There was little dissembling the official nature of the Iranian demonstration that stormed the British embassy and residence in Tehran yesterday. Police used teargas and secured the release of six embassy employees taken by what the semi-official Fars news agency called hardline students. But the students themselves included members of the paramilitary basij brigades and carried banners naming Qassem Suleimani, the commander of the Quds Force, which runs the overseas operations of the Revolutionary Guard. This may not have been a government-sanctioned operation but it was an official one, with three conservative institutions, the parliament, the judiciary and the supreme leader, behind it.

So what was going on? The figleaf behind which Britain normally hides is to say that the embassy was attacked because it was there. True, British diplomats had been anticipating a major protest to mark the anniversary of the assassination of the senior Iranian nuclear scientist Majid Shahriari. Shahriari was killed by a hit team on motorcycles, for which Iran has blamed the Mossad. But there is more to this than the traditional Iranian belief, grounded, it has to be said, in history, that Britain is the master string-puller behind all that is bad that happens in Tehran. Britain was the first to cut off dealings with Iran's central bank, following this month's critical report on the Iranian nuclear programme by the International Atomic Energy Agency. Both the US and the EU have yet to do this. Italy and Spain, the largest buyers of Iran's oil in Europe, are opposed to targeting the central bank. As the oil industry, from which the Revolutionary Guard receives its income, relies heavily on the central bank for most of its transactions, Britain presents an obvious target. The Iranian parliament, the Majlis, voted to expel the British ambassador Dominick Chilcott on Sunday, and the parliamentary speaker Ali Larijani called the vote "just the beginning of the road". Another Iranian MP was quoted as saying that Britain needed a punch in the mouth. The attack on the embassy was well signposted.

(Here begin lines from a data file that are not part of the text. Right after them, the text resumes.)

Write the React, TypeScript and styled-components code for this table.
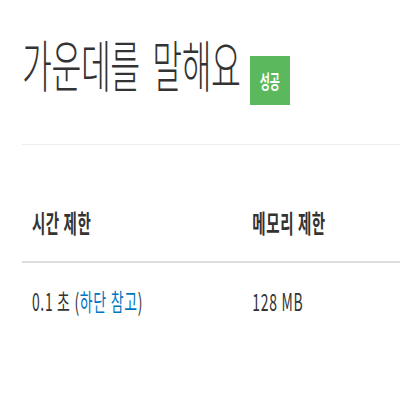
import styled, { createGlobalStyle } from 'styled-components';

const GlobalStyle = createGlobalStyle`
  html, body {
    margin: 0;
    padding: 0;
    background: #fff;
    overflow: hidden;
  }
  body {
    font-family: 'Noto Sans CJK KR', 'Noto Sans', sans-serif;
    color: #333;
  }
`;

// the whole shot is squeezed sideways, so the page is laid out wide and narrowed
const SQUEEZE = 0.58;

const Page = styled.div`
  width: ${400 / SQUEEZE}px;
  padding-left: 38px;
  box-sizing: border-box;
  transform: scaleX(${SQUEEZE});
  transform-origin: 0 0;
`;

const PageHeader = styled.div`
  display: flex;
  align-items: flex-start;
  padding-top: 31px;
  padding-bottom: 39px;
  border-bottom: 1px solid #eee;
`;

const Title = styled.h1`
  margin: 0;
  font-size: 56px;
  font-weight: 300;
  letter-spacing: -0.8px;
  word-spacing: 10px;
  line-height: 64px;
  color: #333;
`;

const Badge = styled.span`
  margin-left: 16px;
  margin-top: 25px;
  width: 69px;
  height: 49px;
  display: flex;
  align-items: center;
  justify-content: center;
  background: #5cb85c;
  color: #fff;
  font-size: 19px;
  font-weight: 700;
`;

const Table = styled.table`
  width: 100%;
  border-collapse: collapse;
  margin-top: 52px;
`;

const Th = styled.th<{ $width?: number }>`
  text-align: left;
  font-size: 25px;
  font-weight: 700;
  letter-spacing: 1px;
  line-height: 34px;
  padding: 8px 17px 22px;
  border-bottom: 2px solid #ddd;
  width: ${(p) => (p.$width ? `${p.$width}px` : 'auto')};
`;

const Td = styled.td`
  font-size: 24px;
  letter-spacing: 1.2px;
  line-height: 32px;
  padding: 22px 17px;
`;

const Link = styled.a`
  color: #0076c0;
  text-decoration: none;
`;

export default function App() {
  return (
    <>
      <GlobalStyle />
      <Page>
        <PageHeader>
          <Title>가운데를 말해요</Title>
          <Badge>성공</Badge>
        </PageHeader>
        <Table>
          <thead>
            <tr>
              <Th $width={346}>시간 제한</Th>
              <Th>메모리 제한</Th>
            </tr>
          </thead>
          <tbody>
            <tr>
              <Td>
                0.1 초 (<Link href="#">하단 참고</Link>)
              </Td>
              <Td>128 MB</Td>
            </tr>
          </tbody>
        </Table>
      </Page>
    </>
  );
}
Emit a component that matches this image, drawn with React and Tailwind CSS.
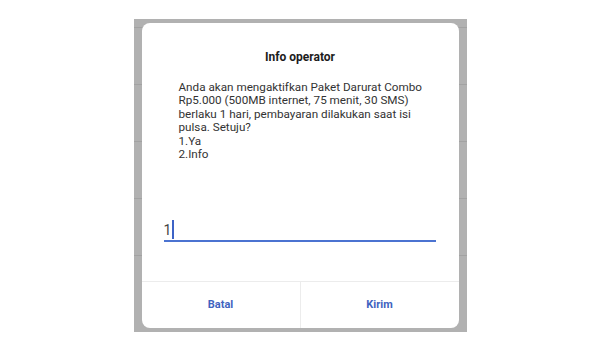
import React from 'react';

const font = { fontFamily: 'Roboto, "Noto Sans", sans-serif' };

function App() {
    const rows = [9, 57, 57, 57, 57];

    return (
        <div className="w-[600px] h-[350px] bg-white flex justify-center pt-[19px]" style={font}>
            <div className="relative w-[333px] h-[313px] bg-[#b1b1b1]">
                {rows.map((h, i) => (
                    <div key={i} className="border-b border-[#a2a2a2]" style={{ height: h }} />
                ))}

                {/* dialog */}
                <div className="absolute left-[8px] right-[8px] top-[4px] bottom-[4px] bg-white rounded-[8px] flex flex-col">
                    <div className="h-[258px] flex flex-col">
                        <h2 className="pt-[26px] text-center text-[12px] font-bold text-[#1c1c1c] leading-[16px]">
                            Info operator
                        </h2>
                        <div className="mt-[16px] pl-[37px] pr-[28px] text-[11.7px] leading-[13.4px] text-[#333333]">
                            <p>Anda akan mengaktifkan Paket Darurat Combo Rp5.000 (500MB internet, 75 menit, 30 SMS) berlaku 1 hari, pembayaran dilakukan saat isi pulsa. Setuju?</p>
                            <p>1.Ya</p>
                            <p>2.Info</p>
                        </div>
                        <div className="mt-auto ml-[22px] mr-[23px] mb-[39px] border-b-2 border-[#4b73d1] pb-[1px] flex items-end">
                            <span className="text-[14px] leading-[18px] text-[#444444]">1</span>
                            <span className="ml-[1px] w-[2px] h-[19px] bg-[#3d63c6]" />
                        </div>
                    </div>
                    <div className="flex-1 border-t border-[#ececec] flex">
                        <button className="flex-1 text-[11px] font-bold text-[#3f63c0]">Batal</button>
                        <div className="w-px bg-[#ececec]" />
                        <button className="flex-1 text-[11px] font-bold text-[#3f63c0]">Kirim</button>
                    </div>
                </div>
            </div>
        </div>
    );
}

export default App;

The fact that Suleimani's name was on the Revolutionary Guard's calling card is also significant. This is a power struggle on which the west's favourite bete noire, Mahmoud Ahmadinejad, is currently on the losing side. It is Ahmadinejad's government that is pressing for a fresh round of talks with the permanent five members of the UN security council, plus Germany, and, according to yesterday's evidence, the leadership of the Revolutionary Guard is trying to stop it.

It is exactly for this reason that Britain's reaction to a piece of theatre, albeit an ugly one, should be measured. It may have to abandon its embassy and residence in Tehran. But the talks with the P5+1 should go ahead. The path on which Britain has strode with Iran's nuclear programme – accelerated and tougher economic sanctions – will not work on a country with porous borders and China as a ready buyer of Iranian oil. Nor will it work in the absence of a positive incentive to talk. The report of the IAEA, despite the heavy pre-publication spin, did not essentially contradict the NIE report in 2007, which said that Iran had halted its nuclear weapons programme in 2003. Instead the IAEA said that although there was evidence that some work had continued, it was not as strong as the evidence before the 2003 decision. While this ambiguity exists, a window for talks remains. It is still not too late to turn Iran from a regional source of instability to its opposite, the power that allows the US to disengage from either of the country's borders.